● WHAT THE TASK ASKS:
Count the lines below that contain the word "html" and give only the number.

● MATERIAL PROVIDED:
********
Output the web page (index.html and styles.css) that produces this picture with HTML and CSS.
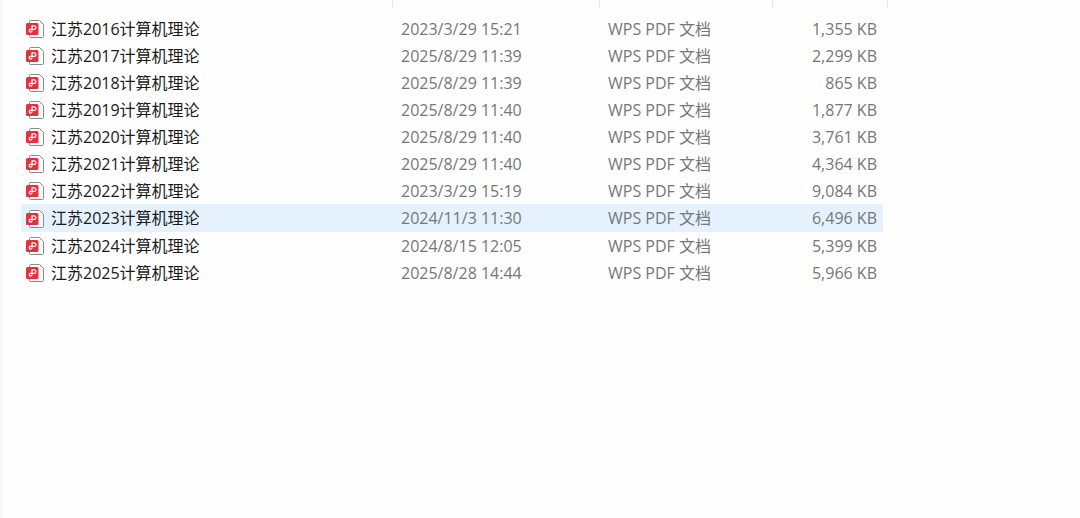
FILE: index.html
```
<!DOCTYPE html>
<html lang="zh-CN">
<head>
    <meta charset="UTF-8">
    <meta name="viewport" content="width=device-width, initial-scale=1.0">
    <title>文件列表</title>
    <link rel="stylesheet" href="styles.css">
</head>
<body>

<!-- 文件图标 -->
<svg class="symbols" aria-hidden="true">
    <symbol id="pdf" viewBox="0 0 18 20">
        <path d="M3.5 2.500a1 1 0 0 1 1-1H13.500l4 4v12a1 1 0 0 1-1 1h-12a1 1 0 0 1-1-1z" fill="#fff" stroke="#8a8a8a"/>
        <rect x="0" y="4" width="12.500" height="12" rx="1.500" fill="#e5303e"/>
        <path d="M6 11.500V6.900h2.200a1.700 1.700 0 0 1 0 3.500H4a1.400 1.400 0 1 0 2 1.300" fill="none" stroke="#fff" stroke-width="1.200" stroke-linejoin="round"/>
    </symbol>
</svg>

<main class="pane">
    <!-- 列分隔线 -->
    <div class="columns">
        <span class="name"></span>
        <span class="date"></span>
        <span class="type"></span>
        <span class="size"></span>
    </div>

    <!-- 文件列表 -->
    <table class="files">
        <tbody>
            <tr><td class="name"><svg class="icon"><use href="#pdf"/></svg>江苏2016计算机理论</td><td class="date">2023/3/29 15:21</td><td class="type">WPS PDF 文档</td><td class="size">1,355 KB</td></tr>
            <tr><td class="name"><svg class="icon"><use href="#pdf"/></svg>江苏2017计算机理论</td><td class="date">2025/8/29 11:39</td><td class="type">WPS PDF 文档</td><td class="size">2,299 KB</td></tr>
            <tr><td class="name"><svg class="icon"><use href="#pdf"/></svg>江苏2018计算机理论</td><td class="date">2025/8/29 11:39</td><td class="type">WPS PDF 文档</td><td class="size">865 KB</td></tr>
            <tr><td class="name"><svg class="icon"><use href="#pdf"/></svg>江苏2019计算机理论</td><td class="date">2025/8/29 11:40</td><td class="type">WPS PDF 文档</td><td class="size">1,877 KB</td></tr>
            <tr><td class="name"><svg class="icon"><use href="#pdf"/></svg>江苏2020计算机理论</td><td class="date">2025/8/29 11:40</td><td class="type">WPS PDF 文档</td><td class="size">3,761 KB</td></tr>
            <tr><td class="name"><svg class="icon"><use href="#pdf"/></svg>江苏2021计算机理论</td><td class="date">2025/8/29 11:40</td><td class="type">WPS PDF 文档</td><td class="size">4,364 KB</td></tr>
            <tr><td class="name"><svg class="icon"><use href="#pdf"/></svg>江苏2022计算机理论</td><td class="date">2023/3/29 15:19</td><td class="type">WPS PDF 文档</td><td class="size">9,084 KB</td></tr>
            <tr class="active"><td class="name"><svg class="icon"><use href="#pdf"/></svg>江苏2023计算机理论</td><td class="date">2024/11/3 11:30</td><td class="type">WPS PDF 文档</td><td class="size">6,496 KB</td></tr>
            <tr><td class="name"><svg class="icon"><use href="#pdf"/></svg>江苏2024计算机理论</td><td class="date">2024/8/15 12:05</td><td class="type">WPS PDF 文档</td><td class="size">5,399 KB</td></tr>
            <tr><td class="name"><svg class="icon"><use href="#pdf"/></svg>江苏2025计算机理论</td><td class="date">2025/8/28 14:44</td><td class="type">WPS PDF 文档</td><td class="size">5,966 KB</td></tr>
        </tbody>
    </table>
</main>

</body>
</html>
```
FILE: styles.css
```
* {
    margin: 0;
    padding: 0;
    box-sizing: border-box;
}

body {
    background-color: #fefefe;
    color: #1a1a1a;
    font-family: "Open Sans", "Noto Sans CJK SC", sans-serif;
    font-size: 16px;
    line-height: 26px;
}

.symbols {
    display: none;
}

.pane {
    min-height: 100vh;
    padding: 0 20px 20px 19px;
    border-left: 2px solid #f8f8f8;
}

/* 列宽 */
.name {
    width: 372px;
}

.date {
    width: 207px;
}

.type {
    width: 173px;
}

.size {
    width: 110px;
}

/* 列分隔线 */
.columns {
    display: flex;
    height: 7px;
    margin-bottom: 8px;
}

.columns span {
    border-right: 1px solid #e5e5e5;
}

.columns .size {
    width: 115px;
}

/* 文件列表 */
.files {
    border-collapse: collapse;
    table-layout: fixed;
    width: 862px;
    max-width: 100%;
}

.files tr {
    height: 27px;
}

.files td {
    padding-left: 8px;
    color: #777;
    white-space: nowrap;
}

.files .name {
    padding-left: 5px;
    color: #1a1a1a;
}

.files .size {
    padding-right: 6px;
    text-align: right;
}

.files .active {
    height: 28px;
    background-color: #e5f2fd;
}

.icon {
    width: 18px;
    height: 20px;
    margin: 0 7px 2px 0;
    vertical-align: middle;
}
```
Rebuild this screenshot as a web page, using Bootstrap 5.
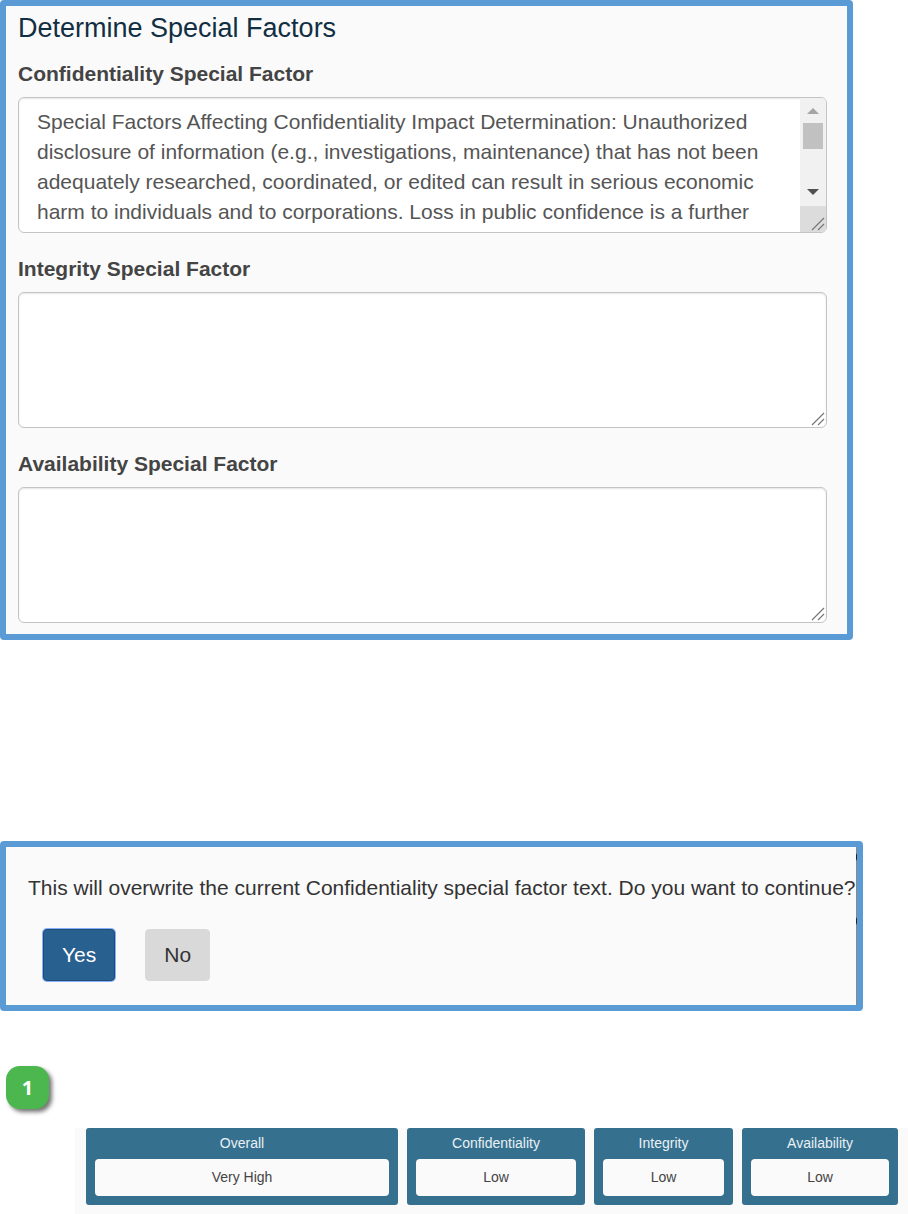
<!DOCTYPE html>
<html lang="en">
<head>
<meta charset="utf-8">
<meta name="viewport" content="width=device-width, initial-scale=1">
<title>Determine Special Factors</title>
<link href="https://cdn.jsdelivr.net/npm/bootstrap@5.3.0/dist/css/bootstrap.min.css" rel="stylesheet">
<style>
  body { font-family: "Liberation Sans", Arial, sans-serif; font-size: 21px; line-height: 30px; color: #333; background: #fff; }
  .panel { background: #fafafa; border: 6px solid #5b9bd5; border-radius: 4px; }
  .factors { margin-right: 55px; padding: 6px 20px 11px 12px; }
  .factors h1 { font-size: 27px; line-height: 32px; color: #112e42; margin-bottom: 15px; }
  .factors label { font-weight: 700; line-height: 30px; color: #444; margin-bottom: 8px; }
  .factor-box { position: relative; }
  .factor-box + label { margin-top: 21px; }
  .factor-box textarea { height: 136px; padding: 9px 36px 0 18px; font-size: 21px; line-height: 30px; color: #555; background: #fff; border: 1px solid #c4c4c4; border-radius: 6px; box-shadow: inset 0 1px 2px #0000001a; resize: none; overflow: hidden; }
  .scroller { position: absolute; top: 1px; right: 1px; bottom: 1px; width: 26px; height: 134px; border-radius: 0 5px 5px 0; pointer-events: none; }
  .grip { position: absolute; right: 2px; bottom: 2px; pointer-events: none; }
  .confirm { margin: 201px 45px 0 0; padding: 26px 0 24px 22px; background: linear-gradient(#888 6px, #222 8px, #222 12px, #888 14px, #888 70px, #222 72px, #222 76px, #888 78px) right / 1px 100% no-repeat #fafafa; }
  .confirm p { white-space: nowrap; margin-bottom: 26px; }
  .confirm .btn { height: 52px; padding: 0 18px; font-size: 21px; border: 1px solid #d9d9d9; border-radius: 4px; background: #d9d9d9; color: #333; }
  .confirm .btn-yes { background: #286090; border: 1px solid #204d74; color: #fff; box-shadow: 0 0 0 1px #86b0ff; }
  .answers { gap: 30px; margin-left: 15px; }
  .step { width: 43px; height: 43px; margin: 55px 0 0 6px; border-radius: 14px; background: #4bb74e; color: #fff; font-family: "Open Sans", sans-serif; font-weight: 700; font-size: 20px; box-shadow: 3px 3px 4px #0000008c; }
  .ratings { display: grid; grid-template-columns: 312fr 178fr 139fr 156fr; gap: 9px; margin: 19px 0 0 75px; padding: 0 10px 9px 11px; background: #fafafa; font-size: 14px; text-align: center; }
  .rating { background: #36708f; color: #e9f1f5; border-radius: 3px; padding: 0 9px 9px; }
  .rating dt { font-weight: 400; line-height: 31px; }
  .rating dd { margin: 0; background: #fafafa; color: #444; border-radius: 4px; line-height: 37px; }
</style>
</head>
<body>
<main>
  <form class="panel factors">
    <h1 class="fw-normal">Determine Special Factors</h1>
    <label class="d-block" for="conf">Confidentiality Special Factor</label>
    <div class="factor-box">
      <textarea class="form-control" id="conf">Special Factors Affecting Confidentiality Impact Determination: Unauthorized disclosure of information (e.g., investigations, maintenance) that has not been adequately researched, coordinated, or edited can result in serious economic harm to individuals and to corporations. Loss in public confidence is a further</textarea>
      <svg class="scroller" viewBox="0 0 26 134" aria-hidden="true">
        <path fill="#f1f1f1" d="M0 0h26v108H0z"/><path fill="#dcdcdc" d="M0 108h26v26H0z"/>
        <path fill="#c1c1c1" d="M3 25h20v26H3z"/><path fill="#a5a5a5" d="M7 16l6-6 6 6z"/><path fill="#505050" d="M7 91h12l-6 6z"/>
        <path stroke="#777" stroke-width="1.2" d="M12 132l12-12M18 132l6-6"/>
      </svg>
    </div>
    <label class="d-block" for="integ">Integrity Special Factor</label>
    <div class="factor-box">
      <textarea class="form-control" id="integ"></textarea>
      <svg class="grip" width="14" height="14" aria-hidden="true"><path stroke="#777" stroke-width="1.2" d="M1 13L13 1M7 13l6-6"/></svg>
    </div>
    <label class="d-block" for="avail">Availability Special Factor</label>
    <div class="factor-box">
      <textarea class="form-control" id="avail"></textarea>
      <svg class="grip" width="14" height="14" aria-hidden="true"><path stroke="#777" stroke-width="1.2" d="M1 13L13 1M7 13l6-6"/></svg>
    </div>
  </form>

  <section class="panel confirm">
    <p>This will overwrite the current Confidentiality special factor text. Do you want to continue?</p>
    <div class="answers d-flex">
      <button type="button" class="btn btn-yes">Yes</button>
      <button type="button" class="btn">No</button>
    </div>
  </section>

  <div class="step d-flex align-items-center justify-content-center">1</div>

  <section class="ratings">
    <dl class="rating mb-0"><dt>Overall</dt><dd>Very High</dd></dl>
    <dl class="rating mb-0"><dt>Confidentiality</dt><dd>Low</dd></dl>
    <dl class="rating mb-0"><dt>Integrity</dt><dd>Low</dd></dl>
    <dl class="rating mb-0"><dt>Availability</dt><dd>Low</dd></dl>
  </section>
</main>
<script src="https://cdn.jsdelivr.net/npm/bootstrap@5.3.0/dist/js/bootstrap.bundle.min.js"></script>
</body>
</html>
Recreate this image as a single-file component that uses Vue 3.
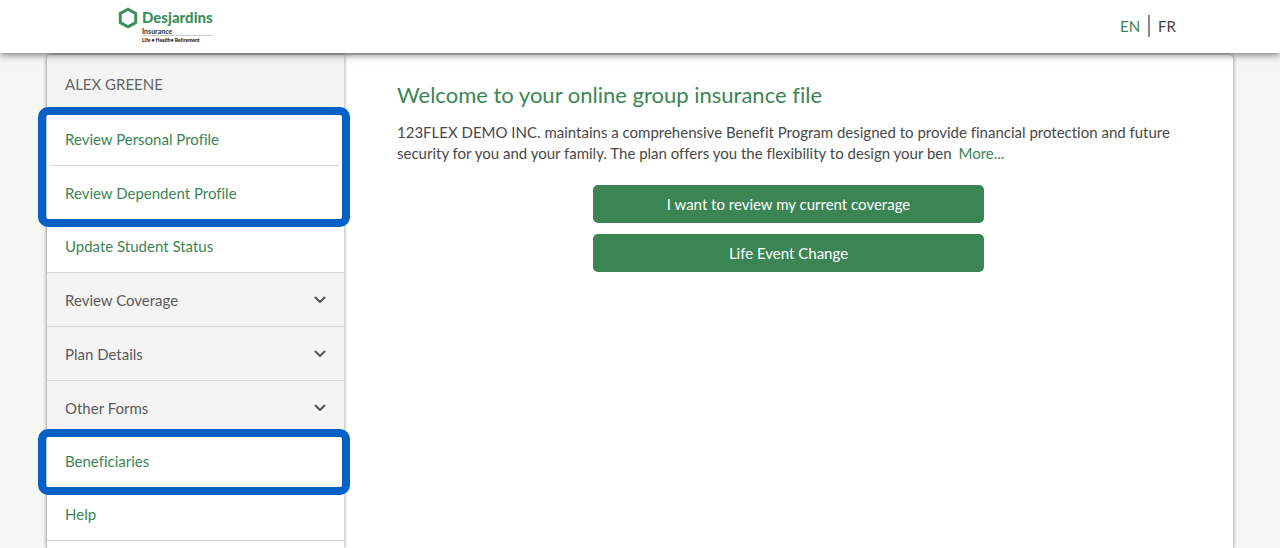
********
● ANSWER IN FULL:
8